Les tentatives faites pour s’emparer du trône papal de Tây-ninh au profit de la secte de Bên-tre, font apparaître de bien pénibles complaisances et complicités. Les procédés employés sont plutôt sataniques que divins. La période qui suivit la mort de Lê Van Trung aura été douloureuse. Voici la conclusion du Frère Lê Van Bay :  » Actuellement, à la suite de nombreuses critiques, tant de ses amis que de ses partisans, Nguyên Ngoc Tuong ne se fait plus appeler  » Giao-Tông  » ( Pape ) Nguyên Ngoc Tuong, mais simplement Anh-ca ( frère aîné ). Ces derniers temps, il signa des lettres ou circulaires avec le grade de Dâu-Su ( Cardinal ) Thuong-Tuong-Thanh.

Depuis 1938, il s’enferme toujours dans une chambre sise au premier étage du temple de Bên-tre, ne fait qu’un repas par jour ( à midi – au Ngo ), pratique le yoga et se livre au spiritisme : la médiumnité par incorporation. Il croit, pauvre homme, que l’Esprit Ly Tai Pé s’incorpore en lui pour faire des miracles.

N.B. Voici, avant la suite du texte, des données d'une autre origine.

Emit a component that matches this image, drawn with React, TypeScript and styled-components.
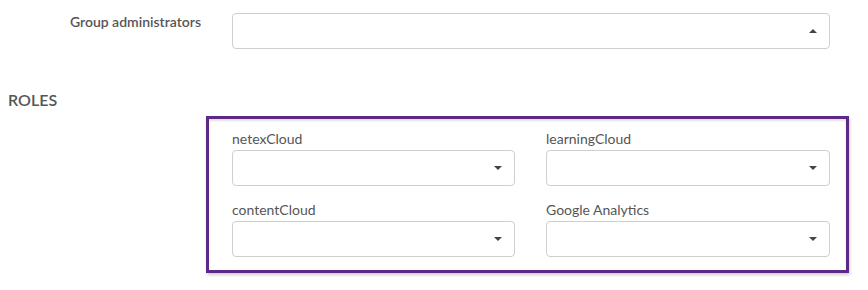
import React from "react";
import styled, { createGlobalStyle } from "styled-components";

const Global = createGlobalStyle`
  html, body { margin: 0; padding: 0; background: #fff; }
  body { font-family: Lato, "Open Sans", "Liberation Sans", sans-serif; color: #555; }
  * { box-sizing: border-box; }
`;

const Page = styled.div`
  width: 868px;
  height: 290px;
  padding: 13px 0 0 8px;
`;

const FieldRow = styled.div`
  display: grid;
  grid-template-columns: 224px 598px;
  align-items: start;
`;

const RowLabel = styled.label`
  font-size: 14px;
  font-weight: 600;
  color: #555;
  text-align: right;
  padding-right: 31px;
  line-height: 18px;
`;

const Section = styled.h3`
  margin: 41px 0 0 0;
  font-size: 16px;
  font-weight: 600;
  color: #555;
  line-height: 20px;
`;

const Card = styled.div`
  margin: 6px 0 0 198px;
  width: 643px;
  border: 3px solid #5c2a85;
  background: #fff;
  padding: 10px 16px 13px 23px;
  display: grid;
  grid-template-columns: 283px 284px;
  column-gap: 31px;
  row-gap: 14px;
  box-shadow: inset 0 2px 2px rgba(0, 0, 0, 0.12), 1px 2px 3px rgba(0, 0, 0, 0.2);
`;

const Field = styled.div`
  display: flex;
  flex-direction: column;
`;

const FieldLabel = styled.label`
  font-size: 14px;
  color: #555;
  line-height: 20px;
  margin-bottom: 1px;
`;

const SelectBox = styled.div`
  height: 36px;
  border: 1px solid #cfcfcf;
  border-radius: 4px;
  background: #fff;
  display: flex;
  align-items: center;
  justify-content: flex-end;
  padding-right: 12px;
`;

const Caret = styled.span<{ $up?: boolean }>`
  width: 0;
  height: 0;
  border-left: 4px solid transparent;
  border-right: 4px solid transparent;
  ${(p) => (p.$up ? "border-bottom: 4px solid #444;" : "border-top: 4px solid #444;")}
`;

const roles = ["netexCloud", "learningCloud", "contentCloud", "Google Analytics"];

export default function App() {
  return (
    <Page>
      <Global />
      <FieldRow>
        <RowLabel>Group administrators</RowLabel>
        <SelectBox>
          <Caret $up />
        </SelectBox>
      </FieldRow>
      <Section>ROLES</Section>
      <Card>
        {roles.map((r) => (
          <Field key={r}>
            <FieldLabel>{r}</FieldLabel>
            <SelectBox>
              <Caret />
            </SelectBox>
          </Field>
        ))}
      </Card>
    </Page>
  );
}
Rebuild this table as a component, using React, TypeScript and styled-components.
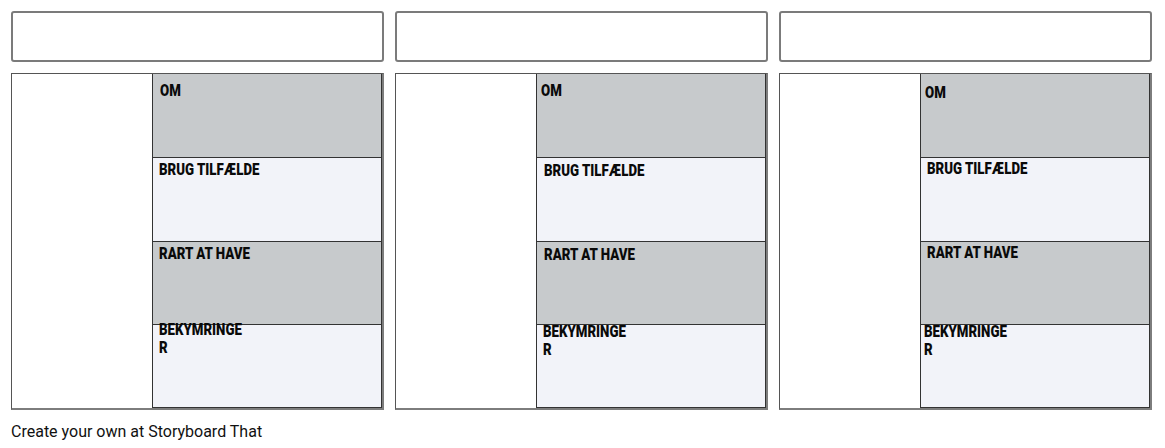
import React from 'react';
import styled, { createGlobalStyle } from 'styled-components';

const GlobalStyle = createGlobalStyle`
  body {
    margin: 0;
    background: #ffffff;
    font-family: Roboto, "Liberation Sans", sans-serif;
  }
`;

const Page = styled.div`
  width: 1165px;
  height: 448px;
  padding: 11px 0 0 11px;
  box-sizing: border-box;
`;

const Board = styled.div`
  display: grid;
  grid-template-columns: repeat(3, 373px);
  column-gap: 11px;
`;

const Column = styled.div`
  display: flex;
  flex-direction: column;
  gap: 11px;
`;

const TitleBox = styled.div`
  height: 51px;
  box-sizing: border-box;
  border: 2px solid #7b7b7b;
  border-radius: 3px;
  background: #ffffff;
`;

const Cell = styled.div`
  height: 337px;
  box-sizing: border-box;
  display: grid;
  grid-template-columns: 140px 1fr;
  border-top: 1px solid #555;
  border-left: 1px solid #555;
  border-right: 2px solid #7d7d7d;
  border-bottom: 2px solid #7d7d7d;
  background: #ffffff;
`;

const Picture = styled.div`
  background: #ffffff;
`;

const Rows = styled.div`
  display: grid;
  grid-template-rows: repeat(4, 1fr);
  border-left: 1px solid #333;
  border-right: 1px solid #333;
  border-bottom: 1px solid #333;
`;

const Row = styled.div<{ $shade: boolean; $first: boolean }>`
  background: ${(p) => (p.$shade ? '#c7cacc' : '#f2f3f9')};
  border-top: ${(p) => (p.$first ? 'none' : '1px solid #333')};
  padding: 0 0 0 6px;
  min-height: 0;
`;

const Label = styled.div<{ $top: number; $indent: number }>`
  margin-top: ${(p) => p.$top}px;
  margin-left: ${(p) => p.$indent}px;
  font-family: Roboto, "Liberation Sans", sans-serif;
  font-weight: 900;
  font-size: 17px;
  line-height: 18px;
  color: #0a0a0a;
  white-space: pre;
  transform: scaleX(0.78);
  transform-origin: left top;
`;

const Footer = styled.div`
  margin-top: 13px;
  font-family: Roboto, "Liberation Sans", sans-serif;
  font-size: 16px;
  color: #111;
  line-height: 18px;
`;

const labels = ['OM', 'BRUG TILFÆLDE', 'RART AT HAVE', 'BEKYMRINGE\nR'];

const offsets = [
  [[7, 1], [2, 0], [2, -0], [-5, 0]],
  [[7, -2], [3, 1], [3, 1], [-3, 0]],
  [[9, -2], [1, 0], [1, 0], [-3, -3]],
];

export default function App() {
  return (
    <Page>
      <GlobalStyle />
      <Board>
        {[0, 1, 2].map((c) => (
          <Column key={c}>
            <TitleBox />
            <Cell>
              <Picture />
              <Rows>
                {labels.map((l, i) => (
                  <Row key={l} $shade={i % 2 === 0} $first={i === 0}>
                    <Label $top={offsets[c][i][0]} $indent={offsets[c][i][1]}>
                      {l}
                    </Label>
                  </Row>
                ))}
              </Rows>
            </Cell>
          </Column>
        ))}
      </Board>
      <Footer>Create your own at Storyboard That</Footer>
    </Page>
  );
}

Depuis 1932, il eut des doutes sur la médiumnité du Hô-Phap Pham Công Tac ( le supérieur actuel ), mais depuis 1935, il a une confiance absolue en la médiumnité d’un jeune pâtre du nom de Cho improvisé médium. Juste châtiment : on est puni par où l’on a péché. Il voulait enfermer le pape défunt, Thuong-Trung-Nhut, et le voici maintenant enfermé à son tour : justice immanente. « 

La secte des  » Séraphins de la Grande Religion  » compte des  » Généraux  » et des  » Guerrières « , assure-t-on, et aurait des ramifications dans certaine police de provocation, malgré les sabres de bois que portent les adeptes et qui rappellent qu’ils furent des gens de guerre chinois en leurs vies antérieures. Leurs temples bizarres ont des tours ressemblant à des forteresses de bois.

La secte des Tuyêt-Côc comprend des hérétiques qui croient que pour devenir Bouddha, il suffit de se priver de 5 sortes de céréales : riz, maïs, soja, haricots, sésame.

Il n’étaient en 1932, qu’une dizaine ( hommes, femmes et enfants compris ). Ils vivaient au Saint-Siège de Tây-ninh dans une maison appelée  » nhà tinh  » ( lieu de méditation ) créée par les seuls soins de Thuong-Tuong-Thanh et destinée à ceux qui voulaient pratiquer la méditation et le Yoga. C’était la marotte de Thuong-Tuong-Thanh. Cette maison était contiguë à une autre habitée par Thuong-Tuong-Thanh qui, déjà aimait à se livrer au mysticisme, à l’hérésie. Ces hommes se privent de céréales et ne se nourrissent que de légumes. Hommes, femmes et enfants se rasent la tête et portent le costume des bonzes mais en étoffe noire. Ils continuent à réciter des prières bouddhiques.

A un moment, tous les soirs, ils étaient en transe et cela durait parfois toute la nuit et même le lendemain. Dans la journée, ils ne faisaient rien ou presque rien.


(1) Pour la clarté de l’exposé, signalons que Lê Van Trung est le nom de Thuong-Trung-Nhut en religion.